DEFINITION of Occupancy Fraud

Occupancy fraud is a type of mortgage fraud, whereby the borrower lies about whether or not the home will be owner occupied. Occupancy fraud happens when the borrower says that a home will be owner occupied, when in reality it will not be. Mortgage lenders typically offer lower interest rates to mortgages on owner-occupied homes, rather than investment properties where tenants will live. When occupancy fraud occurs, banks take on too much risk because they are receiving a lower interest rate than they should be for the delinquency risk that exists. Occupancy fraud is relatively common, however, it can carry severe legal and financial consequences if found out.

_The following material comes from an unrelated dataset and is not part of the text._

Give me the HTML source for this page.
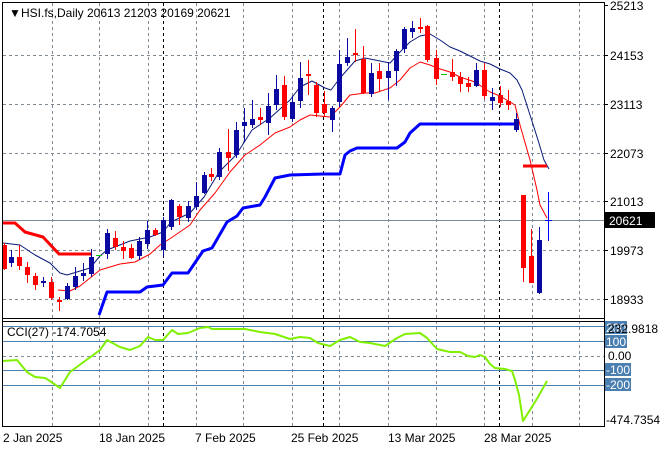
<!DOCTYPE html>
<html><head><meta charset="utf-8"><style>
html,body{margin:0;padding:0;background:#fff;width:660px;height:450px;overflow:hidden}
svg{display:block}
text{font-family:"Liberation Sans",sans-serif;font-size:12px;fill:#000}
</style></head><body>
<svg id="s" width="660" height="450" xmlns="http://www.w3.org/2000/svg">
<rect width="660" height="450" fill="#fff"/>
<g id="grid" stroke="#7f8a94" stroke-dasharray="3,3" stroke-width="1"></g>
<g id="bl" stroke="#000" stroke-dasharray="3,3" stroke-width="1">
<line x1="163.5" y1="3" x2="163.5" y2="426"/><line x1="323.5" y1="3" x2="323.5" y2="426"/><line x1="499.5" y1="3" x2="499.5" y2="426"/>
</g>
<line x1="3" y1="220.5" x2="604" y2="220.5" stroke="#7f8a94"/>
<g id="lines" fill="none"></g>
<g id="candles"></g>
<g id="cci" fill="none"></g>
<!-- borders -->
<g stroke="#000" fill="none">
<line x1="2.5" y1="2.5" x2="604.5" y2="2.5"/>
<line x1="2.5" y1="2" x2="2.5" y2="427"/>
<line x1="604.5" y1="2" x2="604.5" y2="427"/>
<line x1="2" y1="318.5" x2="605" y2="318.5"/>
<line x1="2" y1="321.5" x2="605" y2="321.5"/>
<line x1="2" y1="426.5" x2="605" y2="426.5"/>
</g>
<g id="ticks" stroke="#000"></g>
<text x="9" y="17" font-size="9">▼</text>
<text x="21" y="17">HSI.fs,Daily  20613 21203 20169 20621</text>
<text x="7" y="336">CCI(27) -174.7054</text>
<g id="ylab"></g>
<rect x="605" y="212" width="50" height="16" fill="#000"/>
<text x="609" y="225" style="fill:#fff">20621</text>
<rect x="605" y="321" width="22" height="13" fill="#4a7fb0"/>
<text x="606" y="332" style="fill:#fff">200</text>
<text x="608" y="333">232.9818</text>
<rect x="605" y="335" width="22" height="13" fill="#4a7fb0"/>
<text x="606" y="346" style="fill:#fff">100</text>
<text x="608" y="360">0.00</text>
<rect x="605" y="363" width="26" height="13" fill="#4a7fb0"/>
<text x="606" y="374" style="fill:#fff">-100</text>
<rect x="605" y="378" width="26" height="13" fill="#4a7fb0"/>
<text x="606" y="389" style="fill:#fff">-200</text>
<text x="606" y="424">-474.7354</text>
<text x="3" y="442">2 Jan 2025</text>
<text x="99" y="442">18 Jan 2025</text>
<text x="195" y="442">7 Feb 2025</text>
<text x="291" y="442">25 Feb 2025</text>
<text x="388" y="442">13 Mar 2025</text>
<text x="484" y="442">28 Mar 2025</text>
</svg>
<script>
const NS="http://www.w3.org/2000/svg";
function el(p,t,a){const e=document.createElementNS(NS,t);for(const k in a)e.setAttribute(k,a[k]);document.getElementById(p).appendChild(e);return e;}
const ys=[5,55,104,153,201,250,299],labs=["25213","24153","23113","22073","21013","19973","18933"];
ys.forEach((y,i)=>{if(i>0)el("grid","line",{x1:3,y1:y+.5,x2:604,y2:y+.5});
el("ticks","line",{x1:604,y1:y+.5,x2:608,y2:y+.5});
const t=el("ylab","text",{x:610,y:y+5});t.textContent=labs[i];});
[52,99,148,196,243,292,339,388,436,484,532,579].forEach(x=>el("grid","line",{x1:x+.5,y1:3,x2:x+.5,y2:426}));
el("grid","line",{x1:3,y1:356.5,x2:604,y2:356.5});
[326,341,370,385].forEach(y=>el("cci","line",{x1:3,y1:y+.5,x2:604,y2:y+.5,stroke:"#4a7fb0"}));
function pl(g,pts,c,w){el(g,"polyline",{points:pts,stroke:c,"stroke-width":w,fill:"none","stroke-linejoin":"round"});}
pl("lines","3,243 20,245 35,255 50,263 60,273 67,275 90,268 100,256 107,250 130,241 150,237 163,232 171,222 190,213 204,197 219,172 236,155 252,130 270,118 290,100 300,87 312,81 325,88 331,90 340,78 355,61 365,58 375,60 390,63 400,52 410,42 420,36 430,34 440,40 450,47 460,51 470,56 480,61 490,64 500,69 510,73 517,80 522,90 530,115 538,140 544,160 549,169","#0a1a7a",1);
pl("lines","58,290 70,291 80,286 100,270 120,264 135,262 150,254 160,245 171,238 190,225 200,210 215,193 230,172 245,155 260,145 275,133 290,127 300,120 310,115 330,117 340,107 350,95 365,93 375,93 390,88 400,80 410,68 420,62 430,65 440,69 450,72 460,77 475,82 490,92 500,96 515,105 520,125 530,160 537,190 540,205 547,218","#ff0000",1);
pl("lines","3,223 15,223 25,232 43,237 59,254 92,254","#ff0000",3);
pl("lines","523,166 547,166","#ff0000",3);
pl("lines","99,315 107,292 140,292 147,287 163,285 172,273 188,273 203,251 212,248 227,222 237,216 243,208 260,205 265,197 275,178 290,175 323,174 340,174 345,155 350,151 357,148 397,148 405,142 410,133 420,124 516,124","#0000ff",3);
const C=[[4,'r',245,269,243,270],[11,'b',257,263,250,267],[19,'r',257,266,245,270],[27,'r',267,275,262,283],[35,'r',276,285,273,290],[43,'b',281,283,277,287],[51,'r',282,298,277,300],[59,'r',300,302,297,311],[67,'b',286,299,283,300],[75,'b',276,287,267,290],[83,'b',273,276,263,281],[91,'b',257,274,249,277],[99,'g',255,256,255,256],[107,'b',233,254,229,259],[115,'r',238,247,231,250],[123,'r',247,251,241,259],[131,'r',248,258,244,259],[139,'b',241,256,237,260],[147,'b',230,244,221,249],[155,'r',230,235,228,236],[163,'b',220,250,217,257],[171,'b',200,227,199,230],[179,'r',206,217,204,225],[188,'b',206,218,201,222],[196,'b',196,207,182,210],[204,'b',175,193,172,194],[211,'r',174,177,168,181],[219,'b',152,177,148,180],[228,'r',152,158,129,171],[236,'b',130,155,122,158],[244,'b',122,126,108,142],[252,'b',119,125,100,128],[260,'r',117,120,108,125],[268,'b',106,123,93,135],[276,'b',89,105,75,110],[284,'r',85,117,76,120],[292,'b',102,119,96,122],[300,'b',78,101,62,108],[308,'r',74,76,60,95],[316,'r',85,113,82,117],[324,'r',104,113,91,117],[332,'b',108,120,106,132],[339,'b',64,102,50,107],[347,'b',57,63,38,66],[355,'r',53,55,29,62],[363,'r',59,93,46,94],[371,'b',73,94,63,97],[379,'r',71,79,63,91],[388,'b',71,78,62,100],[396,'b',51,71,49,86],[404,'b',29,49,27,53],[412,'b',28,32,21,38],[420,'r',27,28,18,33],[427,'r',26,60,25,62],[436,'r',58,79,50,85],[444,'g',74,75,74,75],[452,'r',72,77,59,81],[460,'r',77,84,72,92],[468,'r',83,87,77,92],[476,'b',70,86,63,87],[484,'r',70,96,63,99],[492,'b',97,101,88,110],[500,'r',95,103,86,107],[508,'r',101,105,90,110],[516,'b',119,130,113,132],[523,'r',195,268,195,282],[531,'r',256,283,229,283],[539,'b',240,293,227,294],[548,'b',220,221,192,241]];
C.forEach(c=>{const [x,t,bt,bb,wt,wb]=c;const col=t=='r'?'#ff0000':t=='b'?'#0a0aa0':'#00cc00';
if(t=='g'){el("candles","line",{x1:x-3,y1:bt+.5,x2:x+3,y2:bt+.5,stroke:col});return;}
el("candles","line",{x1:x+.5,y1:wt,x2:x+.5,y2:wb,stroke:t=='b'&&x==548?'#0000ff':col});
if(x==548){el("candles","line",{x1:x-3,y1:220.5,x2:x+4,y2:220.5,stroke:'#0000ff'});return;}
el("candles","rect",{x:x-2,y:bt,width:5,height:Math.max(2,bb-bt),fill:col});});
pl("cci","3,361 17,360 27,372 35,377 45,378 50,381 60,388 70,372 85,361 100,350 107,340 120,347 130,350 140,346 148,337 155,340 163,340 172,330 178,334 188,333 200,328 208,327 212,329 245,329 260,332 275,334 290,339 300,337 310,338 318,343 330,346 340,340 350,337 360,342 370,343 385,346 397,338 405,334 420,333 427,338 437,349 450,352 460,352 468,356 475,357 480,355 485,357 490,364 495,368 505,369 512,371 515,380 519,395 523,421 530,410 538,397 547,381","#80f000",2);
</script>
</body></html>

BREAKING DOWN Occupancy Fraud

Lenders typically charge higher rates on mortgages for non-owner occupied homes, such as investment properties where the owner is landlord to a renting tenant, because of higher delinquency rates. Delinquency rates are often lower for the owner-occupied home because people do not want to lose their private residence and become homeless. There is a lot less attached to losing an investment property, where losses can be written off for tax purposes.

Mortgage lenders have noticed that this type of occupancy fraud has been increasing among smaller investors, perhaps as more people get involved with flipping fixer-upper properties or rent them short term via home sharing platforms such as AirBnB. According to Interthinx, a financial services analytics firm, in the last quarter of 2014, Miami had the highest rate of occupancy misrepresentation on mortgages, followed by Los Angeles. Two other California markets — San Diego and Fresno — ranked in the top 10 markets nationwide.

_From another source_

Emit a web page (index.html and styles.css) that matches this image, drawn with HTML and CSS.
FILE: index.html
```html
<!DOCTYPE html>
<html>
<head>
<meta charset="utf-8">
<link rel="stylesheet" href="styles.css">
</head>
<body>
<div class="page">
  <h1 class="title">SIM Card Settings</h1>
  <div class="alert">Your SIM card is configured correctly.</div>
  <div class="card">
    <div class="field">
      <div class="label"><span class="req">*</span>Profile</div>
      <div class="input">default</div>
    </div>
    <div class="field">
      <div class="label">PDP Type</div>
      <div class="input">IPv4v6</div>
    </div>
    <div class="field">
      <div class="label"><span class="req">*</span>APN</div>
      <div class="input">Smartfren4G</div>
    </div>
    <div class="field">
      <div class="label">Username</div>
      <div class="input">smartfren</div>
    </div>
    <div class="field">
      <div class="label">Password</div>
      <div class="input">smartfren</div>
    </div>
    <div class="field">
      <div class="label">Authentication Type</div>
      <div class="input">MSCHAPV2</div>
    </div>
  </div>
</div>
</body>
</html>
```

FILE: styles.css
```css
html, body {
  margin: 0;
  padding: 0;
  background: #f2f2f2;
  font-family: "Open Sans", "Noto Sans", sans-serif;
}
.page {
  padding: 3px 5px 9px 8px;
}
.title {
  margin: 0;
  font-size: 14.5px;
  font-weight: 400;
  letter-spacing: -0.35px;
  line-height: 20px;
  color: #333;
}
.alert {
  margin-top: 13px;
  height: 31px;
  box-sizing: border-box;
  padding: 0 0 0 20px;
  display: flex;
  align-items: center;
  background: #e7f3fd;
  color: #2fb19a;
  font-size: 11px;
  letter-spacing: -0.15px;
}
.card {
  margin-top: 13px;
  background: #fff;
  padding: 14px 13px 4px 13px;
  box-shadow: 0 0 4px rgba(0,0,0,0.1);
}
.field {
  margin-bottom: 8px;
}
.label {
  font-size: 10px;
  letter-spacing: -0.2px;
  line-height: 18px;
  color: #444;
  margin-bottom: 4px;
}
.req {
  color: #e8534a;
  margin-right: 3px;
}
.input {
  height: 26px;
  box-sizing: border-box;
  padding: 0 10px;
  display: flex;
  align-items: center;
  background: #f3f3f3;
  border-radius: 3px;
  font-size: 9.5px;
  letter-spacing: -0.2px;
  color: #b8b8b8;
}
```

In reverse occupancy fraud, a borrower buys a home as an investment property and lists rent proceeds as income to qualify for the mortgage. But then instead of renting the home, the borrower occupies the home as a primary residence.

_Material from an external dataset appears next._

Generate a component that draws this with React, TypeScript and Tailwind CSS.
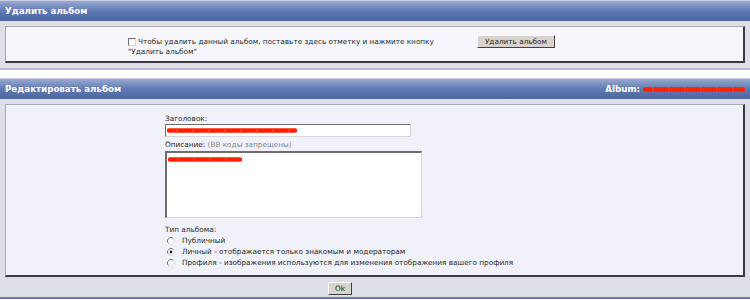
import React from "react";

const font = { fontFamily: '"DejaVu Sans", Verdana, sans-serif' };

function Radio({ checked }: { checked?: boolean }) {
  return (
    <svg width="8" height="8" viewBox="0 0 8 8" className="shrink-0">
      <circle cx="4" cy="4" r="3.5" fill="#fff" />
      <path d="M6.5 1.5 A3.5 3.5 0 0 0 1.5 6.5" fill="none" stroke="#7a7a7a" strokeWidth="1" />
      <path d="M1.5 6.5 A3.5 3.5 0 0 0 6.5 1.5" fill="none" stroke="#d8d8d8" strokeWidth="1" />
      {checked && <circle cx="4" cy="4" r="1.4" fill="#222" />}
    </svg>
  );
}

function Scribble({ width }: { width: number }) {
  const ticks = [];
  for (let x = 10; x < width - 4; x += 16) ticks.push(x);
  return (
    <svg width={width} height="7" viewBox={`0 0 ${width} 7`} className="block">
      <line x1="2" y1="3.5" x2={width - 2} y2="3.5" stroke="#ff2200" strokeWidth="4.5" strokeLinecap="round" />
      {ticks.map((x) => (
        <line key={x} x1={x} y1="1" x2={x} y2="6" stroke="#ff5a3c" strokeWidth="0.8" />
      ))}
    </svg>
  );
}

function Header({ title, right }: { title: string; right?: boolean }) {
  return (
    <div className="h-[21px] flex items-center justify-between pl-[5px] pr-[5px] bg-gradient-to-b from-[#9aaad0] via-[#5f7ab4] to-[#4b66a2] border-t border-[#c9cfe0]">
      <span className="text-white font-bold text-[8.7px] leading-[11px]">{title}</span>
      {right && (
        <span className="flex items-center gap-[3px]">
          <span className="text-white font-bold text-[8.7px] leading-[11px]">Album:</span>
          <Scribble width={102} />
        </span>
      )}
    </div>
  );
}

export default function App() {
  return (
    <div className="w-[750px] h-[300px] bg-white text-[#2a2a2a] overflow-hidden" style={font}>
      <Header title="Удалить альбом" />
      <div className="bg-[#dedfe8] pt-[5px] pb-[5px] px-[5px] h-[47px]">
        <div className="h-[37px] bg-[#f6f6fc] border-t border-l border-[#a9a9b4] border-r-2 border-b-2 border-r-[#3a3a40] border-b-[#3a3a40] flex items-start pl-[122px] pt-[8px]">
          <div className="w-[349px] text-[7.3px] leading-[10px] whitespace-nowrap pt-[2px]">
            <div className="flex items-center gap-[2px]">
              <span className="inline-block w-[8px] h-[8px] bg-white border-t border-l border-[#707070] border-r border-b border-r-[#d4d4d4] border-b-[#d4d4d4]" />
              <span>Чтобы удалить данный альбом, поставьте здесь отметку и нажмите кнопку</span>
            </div>
            <div>"Удалить альбом"</div>
          </div>
          <div className="w-[78px] h-[13px] bg-[#d7d4cd] border-t border-l border-white border-r border-b border-r-[#404040] border-b-[#404040] flex items-center justify-center text-[7.3px] leading-[10px]">
            Удалить альбом
          </div>
        </div>
      </div>
      <div className="h-[2px] bg-[#b9bce0]" />
      <div className="h-[8px] bg-white" />
      <Header title="Редактировать альбом" right />
      <div className="bg-[#dedfe8] pt-[5px] px-[5px] h-[178px]">
        <div className="h-[173px] bg-[#f1f1fa] border-t border-l border-[#a9a9b4] border-r-2 border-b-2 border-r-[#3a3a40] border-b-[#3a3a40] pl-[159px] pt-[9px] text-[7.3px] leading-[10px]">
          <div className="h-[10px]">Заголовок:</div>
          <div className="w-[246px] h-[13px] bg-white border-t border-l border-[#6e6e6e] border-r border-b border-r-[#d8d8d8] border-b-[#d8d8d8] pl-[1px] pt-[2px]">
            <Scribble width={130} />
          </div>
          <div className="h-[14px] pt-[3px]">
            Описание: <span className="text-[#8a8a8a]">(BB коды запрещены)</span>
          </div>
          <div className="w-[257px] h-[67px] bg-white border-t-2 border-l-2 border-[#6e6e6e] border-r border-b border-r-[#d8d8d8] border-b-[#d8d8d8] pl-[1px] pt-[3px]">
            <Scribble width={74} />
          </div>
          <div className="h-[10px] mt-[7px]">Тип альбома:</div>
          <div className="flex flex-col pl-[2px]">
            <div className="flex items-center gap-[7px] h-[11px]"><Radio /><span>Публичный</span></div>
            <div className="flex items-center gap-[7px] h-[11px]"><Radio checked /><span>Личный - отображается только знакомым и модераторам</span></div>
            <div className="flex items-center gap-[7px] h-[11px]"><Radio /><span>Профиля - изображения используются для изменения отображения вашего профиля</span></div>
          </div>
        </div>
      </div>
      <div className="bg-[#dcdde6] h-[20px] pl-[328px] pt-[5px]">
        <div className="w-[24px] h-[13px] bg-[#d7d4cd] border-t border-l border-white border-r border-b border-r-[#404040] border-b-[#404040] flex items-center justify-center text-[7.3px] leading-[10px]">
          Ok
        </div>
      </div>
      <div className="h-[2px] bg-[#6d72c2]" />
    </div>
  );
}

What happens to borrowers who lie about property use and subsequently are found out? Lenders can call the loan — demanding immediate, full payment of the outstanding mortgage balance. If the borrowers can’t afford to or refuse to pay, the lender typically moves to foreclose — damaging whatever plans of long-term investment or vacation rental home ownership the borrowers might have had. In cases involving multiple misrepresentations, lenders can also refer the case to the FBI: Lies on mortgage applications are considered to be bank fraud and can trigger severe financial penalties, prosecution, and even prison time if convicted.